Cryptographic hashes are built to be compact, deterministic, and robust against attempts to forge or alter data. The output length is fixed, independent of input length, making the hash a succinct identifier for the input. Popular families include various hash algorithms that have become standards in secure computing, each with a specified output size and security profile. Examples include older hashes that have fallen out of favor due to discovered weaknesses, as well as newer designs that aim to provide stronger guarantees.

A common method for constructing secure hashes is to process the input in fixed-size blocks through a compression function, combining the blocks in a way that preserves the overall security properties. Over time, researchers have identified practical weaknesses in some designs, leading to deprecation of affected algorithms and the adoption of more resistant alternatives. See MD5 and SHA-1 for historical cases, and see SHA-256 or SHA-3 for current widely used standards.

Core properties

Determinism: A given input always yields the same hash.
Fixed output length: The hash has a predetermined size, aiding comparability and storage.
Preimage resistance: Reversing a hash to recover the original input should be infeasible.
Second preimage resistance: Given one input, finding a different input with the same hash should be infeasible.
Collision resistance: It should be hard to find any two distinct inputs that produce the same hash.
Avalanche effect: A tiny change in input should produce a substantially different hash.

These properties enable various constructs, such as digital signature and message authentication code schemes, where a short digest serves as a stand-in for larger data while maintaining security guarantees.

Algorithms and developments

Several families of cryptographic hash functions have become standards, each with different design philosophies and security histories.

MD5 and SHA-1: Once ubiquitous, these hashes are now considered broken for many security objectives because practical collision attacks have been demonstrated. They are generally discouraged for new designs. See MD5 and SHA-1 for historical context.
SHA-256 and SHA-512: Part of the SHA-2 family, these hashes remain widely deployed and trusted for many applications, offering strong resistance against known practical attacks for now. See SHA-256 and SHA-512.
SHA-3: The result of a public competition, SHA-3 (based on the Keccak design) provides an alternative construction with different structural properties and resistance profiles. See SHA-3 and Keccak.
BLAKE2: A modern, efficient hash function designed for speed and security across a range of platforms. See BLAKE2.
Password-hashing variants: While cryptographic hashes play a role in some password protocols, password storage typically relies on slow, salted hashes or dedicated algorithms (e.g., Argon2, bcrypt, scrypt) to thwart brute-force attacks. See password hashing for broader discussion.

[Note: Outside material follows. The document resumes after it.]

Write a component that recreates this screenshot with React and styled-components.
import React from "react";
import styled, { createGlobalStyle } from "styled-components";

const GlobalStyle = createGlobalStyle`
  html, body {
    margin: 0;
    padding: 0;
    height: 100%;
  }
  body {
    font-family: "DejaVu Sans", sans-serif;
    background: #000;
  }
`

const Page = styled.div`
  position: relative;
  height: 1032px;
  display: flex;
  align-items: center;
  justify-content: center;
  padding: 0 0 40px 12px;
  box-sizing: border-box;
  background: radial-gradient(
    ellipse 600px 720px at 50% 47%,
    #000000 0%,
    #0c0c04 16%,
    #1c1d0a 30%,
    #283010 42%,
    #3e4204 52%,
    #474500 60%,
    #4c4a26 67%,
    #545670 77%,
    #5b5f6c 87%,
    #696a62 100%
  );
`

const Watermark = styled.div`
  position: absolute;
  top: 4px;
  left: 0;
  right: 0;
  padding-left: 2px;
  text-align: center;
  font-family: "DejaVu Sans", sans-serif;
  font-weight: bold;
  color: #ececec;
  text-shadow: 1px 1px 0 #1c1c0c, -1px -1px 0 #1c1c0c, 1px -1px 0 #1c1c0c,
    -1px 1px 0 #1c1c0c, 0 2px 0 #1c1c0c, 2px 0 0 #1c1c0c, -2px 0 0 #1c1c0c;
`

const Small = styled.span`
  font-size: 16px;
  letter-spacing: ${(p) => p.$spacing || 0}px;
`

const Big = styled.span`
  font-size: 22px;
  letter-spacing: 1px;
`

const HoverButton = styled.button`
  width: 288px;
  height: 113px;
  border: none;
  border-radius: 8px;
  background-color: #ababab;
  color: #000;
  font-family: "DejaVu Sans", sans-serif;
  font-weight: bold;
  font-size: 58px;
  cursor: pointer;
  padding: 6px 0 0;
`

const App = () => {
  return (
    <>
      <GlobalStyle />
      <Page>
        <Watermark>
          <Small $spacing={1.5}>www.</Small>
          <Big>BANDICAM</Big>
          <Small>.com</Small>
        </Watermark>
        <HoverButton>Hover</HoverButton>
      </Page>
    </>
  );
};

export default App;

In practice, cryptographic hash design emphasizes resistance to specific attack classes. For instance, length extension attacks exploit certain constructions, so many modern hashes employ designs that avoid such vulnerabilities in straightforward ways. Readers should consider the particular security guarantees of a given hash in light of current cryptanalytic results and the intended use case.

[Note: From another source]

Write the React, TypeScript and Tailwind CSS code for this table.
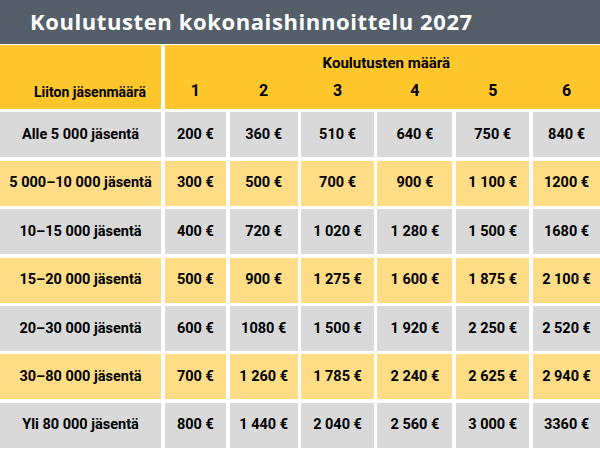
const rows: { label: string; prices: string[]; alt: boolean }[] = [
  { label: "Alle 5 000 jäsentä", prices: ["200 €", "360 €", "510 €", "640 €", "750 €", "840 €"], alt: false },
  { label: "5 000–10 000 jäsentä", prices: ["300 €", "500 €", "700 €", "900 €", "1 100 €", "1200 €"], alt: true },
  { label: "10–15 000 jäsentä", prices: ["400 €", "720 €", "1 020 €", "1 280 €", "1 500 €", "1680 €"], alt: false },
  { label: "15–20 000 jäsentä", prices: ["500 €", "900 €", "1 275 €", "1 600 €", "1 875 €", "2 100 €"], alt: true },
  { label: "20–30 000 jäsentä", prices: ["600 €", "1080 €", "1 500 €", "1 920 €", "2 250 €", "2 520 €"], alt: false },
  { label: "30–80 000 jäsentä", prices: ["700 €", "1 260 €", "1 785 €", "2 240 €", "2 625 €", "2 940 €"], alt: true },
  { label: "Yli 80 000 jäsentä", prices: ["800 €", "1 440 €", "2 040 €", "2 560 €", "3 000 €", "3360 €"], alt: false },
];

const counts = ["1", "2", "3", "4", "5", "6"];

export default function App() {
  return (
    <div className="w-[600px] h-[450px] overflow-hidden bg-white">
      {/* otsikko */}
      <div className="h-[44px] bg-[#545f6a] flex items-center pl-[30px] pb-[3px]">
        <h1 className="text-white font-bold text-[22px] tracking-[0.6px] leading-none font-['Open_Sans',sans-serif]">
          Koulutusten kokonaishinnoittelu 2027
        </h1>
      </div>

      <div className="mt-[1px] grid grid-cols-[161px_61.5px_68px_72.5px_75px_73.5px_1fr] grid-rows-[64px_repeat(7,45px)] gap-x-[3.6px] gap-y-[3.4px] text-black">
        {/* header */}
        <div className="bg-[#ffc72c] flex items-end justify-end pr-[15px] pb-[10px]">
          <span className="font-bold text-[14px] leading-none font-['Roboto',sans-serif]">
            Liiton jäsenmäärä
          </span>
        </div>
        <div className="col-span-6 grid grid-cols-subgrid grid-rows-[1fr_auto] bg-[#ffc72c] font-bold font-['Roboto',sans-serif]">
          <div className="col-span-6 text-center text-[15px] leading-none pt-[11px] pl-[8px]">Koulutusten määrä</div>
          {counts.map((c) => (
            <div key={c} className="text-center text-[16px] leading-none pb-[10px]">
              {c}
            </div>
          ))}
        </div>

        {/* rivit */}
        {rows.map((r) => (
          <>
            <div
              key={r.label}
              className={`${r.alt ? "bg-[#ffdd87]" : "bg-[#d9d9d9]"} flex items-center justify-center font-bold text-[14.5px] font-['Roboto',sans-serif]`}
            >
              {r.label}
            </div>
            {r.prices.map((p, i) => (
              <div
                key={r.label + i}
                className={`${r.alt ? "bg-[#ffdd87]" : "bg-[#d9d9d9]"} flex items-center justify-center font-bold text-[14.5px] font-['Roboto',sans-serif]`}
              >
                {p}
              </div>
            ))}
          </>
        ))}
      </div>
    </div>
  );
}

Security considerations and misuse

Choosing a hash function depends on the threat model and application. When integrity and authenticity are at stake, it is essential to select a function with a robust history of resistance to known attacks, and to stay aware of evolving cryptanalytic results. For file integrity, digital signatures, and blockchain-related protocols, relying on a well-supported hash function with a strong track record is standard practice. See collision resistance and preimage resistance for the technical foundations of these discussions.

It is also important to distinguish long-term security from performance. Some environments prize speed, while others require additional security margins or resistance to specialized attacks, such as collision or preimage strategies that emerge with advances in computing power or algorithmic insight. The choice between a fast hash and a slower, more conservative design often reflects a balance between operational efficiency and security posture. See security models for a formal treatment of these trade-offs.

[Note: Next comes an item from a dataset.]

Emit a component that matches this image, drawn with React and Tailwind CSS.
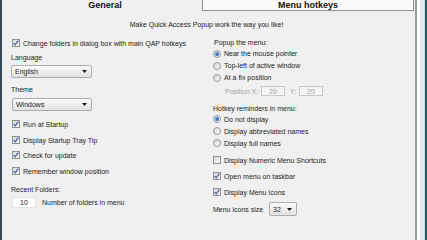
import React from "react";

function Check({ checked }) {
  return (
    <span className="w-[8px] h-[8px] shrink-0 border border-[#8f8f8f] bg-linear-to-br from-[#d8d8d8] to-[#fbfbfb] flex items-center justify-center">
      {checked && (
        <svg width="6" height="6" viewBox="0 0 6 6">
          <path d="M0.7 3.1 L2.3 4.9 L5.3 0.7" stroke="#3c5a9a" strokeWidth="1.2" fill="none" />
        </svg>
      )}
    </span>
  );
}

function Radio({ checked }) {
  return (
    <span className="w-[8px] h-[8px] shrink-0 rounded-full border border-[#9a9a9a] bg-linear-to-br from-[#d4d4d4] to-[#fbfbfb] flex items-center justify-center">
      {checked && (
        <span className="w-[4px] h-[4px] rounded-full bg-linear-to-br from-[#6aa6e8] to-[#1d4f9c]" />
      )}
    </span>
  );
}

function CheckRow({ checked, label, className = "" }) {
  return (
    <div className={`h-[12px] flex items-center gap-[3px] ${className}`}>
      <Check checked={checked} />
      <span>{label}</span>
    </div>
  );
}

function RadioRow({ checked, label, className = "" }) {
  return (
    <div className={`flex items-center gap-[3px] ${className}`}>
      <Radio checked={checked} />
      <span>{label}</span>
    </div>
  );
}

function Combo({ value, className = "" }) {
  return (
    <div
      className={`h-[13px] border border-[#acacac] rounded-[2px] bg-linear-to-b from-[#fafafa] to-[#e2e2e2] flex items-center justify-between pl-[3px] pr-[4px] ${className}`}
    >
      <span>{value}</span>
      <svg width="5" height="3" viewBox="0 0 5 3">
        <path d="M0 0 L5 0 L2.5 3 Z" fill="#1a1a1a" />
      </svg>
    </div>
  );
}

export default function App() {
  return (
    <div className="w-[427px] h-[240px] flex bg-[#f0f0f0] overflow-hidden font-['Liberation_Sans',Arial,sans-serif] text-[7px] text-[#1c1c1c] leading-none">
      <div className="w-[2px] bg-[#354b53]" />

      <div className="w-[415px] flex flex-col border-r-2 border-[#9c9c9c]">
        <div className="h-[11px] flex">
          <div className="w-[200px] flex items-center justify-center pl-[6px] font-bold text-[9px] text-[#111]">
            General
          </div>
          <div className="flex-1 mr-[1px] border-l border-r border-b border-[#8c8f96] bg-[#fafafa] flex items-center justify-center font-bold text-[9px] text-[#111]">
            Menu hotkeys
          </div>
        </div>

        <div className="mt-[7px] h-[12px] flex items-center justify-center pr-[4px]">
          Make Quick Access Popup work the way you like!
        </div>

        <div className="flex pl-[9px]">
          <div className="w-[202px] flex flex-col">
            <CheckRow checked label="Change folders in dialog box with main QAP hotkeys" className="mt-[7px] ml-[1px]" />
            <div className="mt-[3px] h-[10px] flex items-center">Language</div>
            <Combo value="English" className="mt-[3px] w-[81px]" />
            <div className="mt-[6px] h-[10px] flex items-center">Theme</div>
            <Combo value="Windows" className="mt-[4px] w-[80px] ml-[1px]" />
            <CheckRow checked label="Run at Startup" className="mt-[7px] ml-[1px]" />
            <CheckRow checked label="Display Startup Tray Tip" className="mt-[4px] ml-[1px]" />
            <CheckRow checked label="Check for update" className="mt-[3px] ml-[1px]" />
            <CheckRow checked label="Remember window position" className="mt-[4px] ml-[1px]" />
            <div className="mt-[7px] h-[10px] flex items-center">Recent Folders:</div>
            <div className="mt-[3px] h-[11px] flex items-center">
              <div className="ml-[1px] w-[24px] h-[11px] bg-white border border-[#e3e3e3] flex items-center justify-center">
                10
              </div>
              <span className="ml-[6px]">Number of folders in menu</span>
            </div>
          </div>

          <div className="flex-1 flex flex-col">
            <div className="mt-[7px] h-[10px] flex items-center pl-[1px]">Popup the menu:</div>
            <div className="mt-[1px] flex flex-col gap-[1px]">
              <RadioRow checked label="Near the mouse pointer" className="h-[11px]" />
              <RadioRow label="Top-left of active window" className="h-[11px]" />
              <RadioRow label="At a fix position" className="h-[11px]" />
            </div>
            <div className="mt-[3px] h-[10px] flex items-center pl-[12px] text-[#a3a3a3]">
              <span className="w-[36px]">Position X:</span>
              <div className="w-[24px] h-[10px] border border-[#c9c9c9] bg-[#f4f4f4] flex items-center justify-center">
                20
              </div>
              <span className="ml-[5px] w-[9px]">Y:</span>
              <div className="w-[24px] h-[10px] border border-[#c9c9c9] bg-[#f4f4f4] flex items-center justify-center">
                20
              </div>
            </div>
            <div className="mt-[7px] h-[10px] flex items-center">Hotkey reminders in menu:</div>
            <RadioRow checked label="Do not display" className="h-[12px]" />
            <RadioRow label="Display abbreviated names" className="h-[12px]" />
            <RadioRow label="Display full names" className="h-[12px]" />
            <CheckRow label="Display Numeric Menu Shortcuts" className="mt-[5px]" />
            <CheckRow checked label="Open menu on taskbar" className="mt-[4px]" />
            <CheckRow checked label="Display Menu Icons" className="mt-[4px]" />
            <div className="mt-[4px] h-[14px] flex items-center">
              <span className="w-[56px]">Menu icons size</span>
              <Combo value="32" className="w-[28px] h-[14px]" />
            </div>
          </div>
        </div>
      </div>

      <div className="w-[3px] bg-white" />
      <div className="w-[4px] bg-[#e4e9ec]" />
      <div className="w-[1px] bg-[#bfe3ee]" />
      <div className="w-[2px] bg-[#2f5561]" />
    </div>
  );
}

Applications and data structures

Cryptographic hashes underpin a wide range of systems beyond simple data integrity checks. They enable:

Digital signatures, which rely on hashing the message before applying a private key operation to create a verifiable signature. See digital signature.
Message authentication codes (MACs) and HMAC constructions, which combine a secret key with a hash to establish data integrity and authenticity. See HMAC.
Certificate chains and trusted authorities, where hashed representations help verify identities and data relationships. See Public key infrastructure.
Merkle trees and related data structures, which use hashing to efficiently prove inclusion and integrity in large datasets. See Merkle tree.
Blockchain and distributed ledger technologies, where hashes provide tamper-evidence and compact linkage between blocks. See blockchain.

History and standards

The development of cryptographic hash functions spans several decades of research and practical deployment. Early designs focused on general-purpose hashing, but as computational capabilities grew, vulnerabilities were discovered, prompting a shift toward more carefully engineered constructions. The standardization process in this domain has involved national and international bodies, with SHA-3 representing a notable milestone in providing an alternative approach to the established SHA-2 family. See NIST guidance and related standards such as FIPS 180-4 for formal specifications.